Harshad Shantilal Mehta was born in a Gujarati Jain family of modest means. His early childhood was spent in Mumbai (Kandivali) where his father was a small-time businessman. After completing his secondary education Harshad left for Bombay. While doing odd jobs he joined Lala Lajpat Rai College for a Bachelor’s degree in Commerce. After completing his graduation, Harshad Mehta started his working life as an employee of the New India Assurance Company. During this period his family relocated to Bombay and his brother Ashwin Mehta started to pursue graduation course in law at Lala Lajpat Rai College. In the late seventies every evening Harshad and Ashwin started to analyze tips generated from respective offices and from cyclostyled investment letters, which had made their appearance during that time. In the early eighties he quit his job and sought a job with stock broker P. Ambalal affiliated to Bombay Stock Exchange (BSE) before becoming a jobber on BSE for stock broker P.D. Shukla. In 1981 he became a sub-broker for stock brokers J.L. Shah and Nandalal Sheth. Harshad along with his brother Ashwin started their venture GrowMore Research and Asset Management Company Limited. While a brokers card at BSE was being auctioned, the company made a bid for the same with financial assistance from Shah and Sheth, who were Harshad's previous broker mentors. He rose and survived the bear runs, this earned him the nickname of the Big Bull of the trading floor, and his actions, actual or perceived, decided the course of the movement of the Sensex as well as scrip-specific activities. Harshad is alleged to have engineered the rise in the BSE stock exchange in the year 1992. Exploiting several loopholes in the banking system, Harshad and his associates siphoned off funds from inter-bank transactions and bought shares heavily at a premium across many segments, triggering a rise in the Sensex. When the scheme was exposed, the banks started demanding the money back, causing the collapse. He was later charged with 72 criminal offenses and more than 600 civil action suits were filed against him. He died in 2002 with many litigations still pending against him.

The scam was in essence a diversion of funds from the banking system (in particular the inter-bank market in government securities) to the brokers for financing their operations in the stock market. The key to understanding the scam is therefore a clear understanding of these two markets: the government securities market and the stock (corporate securities) markets. We present below a comparison of these two markets:

The crucial part of the comparison is the last element which indicates that the cost of finance in the informal money market which finances stock market operations is about twice that of the formal market in which banks lend to each other against government securities. Restrictions of various kinds kept the two markets insulated from each other allowing this massive differential to persist. It is also quite clear that there were enormous profits to be had for anybody who could find a way of breaching the artificial wall separating the two markets and arbitrage between them. That in essence was what the scam was all about.

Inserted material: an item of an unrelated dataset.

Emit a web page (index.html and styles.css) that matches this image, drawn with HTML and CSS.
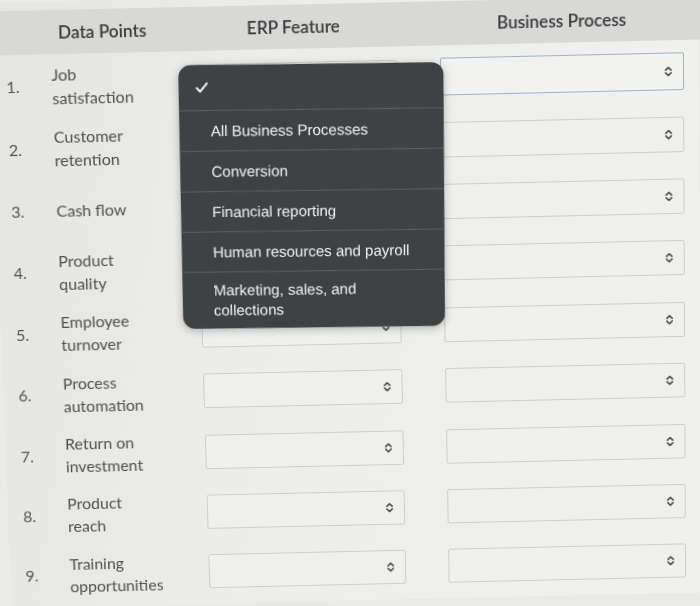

The crucial mechanism through which the scam was effected was the ready forward (RF) deal. The RF is in essence a secured short term(typically 15 day) loan from a bank to another bank. Crudely put, the bank lends against government securities just as a pawnbroker lends against jewellery. In form, however, the RF is not a loan at all. The borrowing bank actually sells the securities to the lending bank and buys them back at the end of the period of the loan at (typically) a slightly higher price. The price difference represents the interest on the loan.

In India, the RBI allowed banks to do RFs only in government securities and not in...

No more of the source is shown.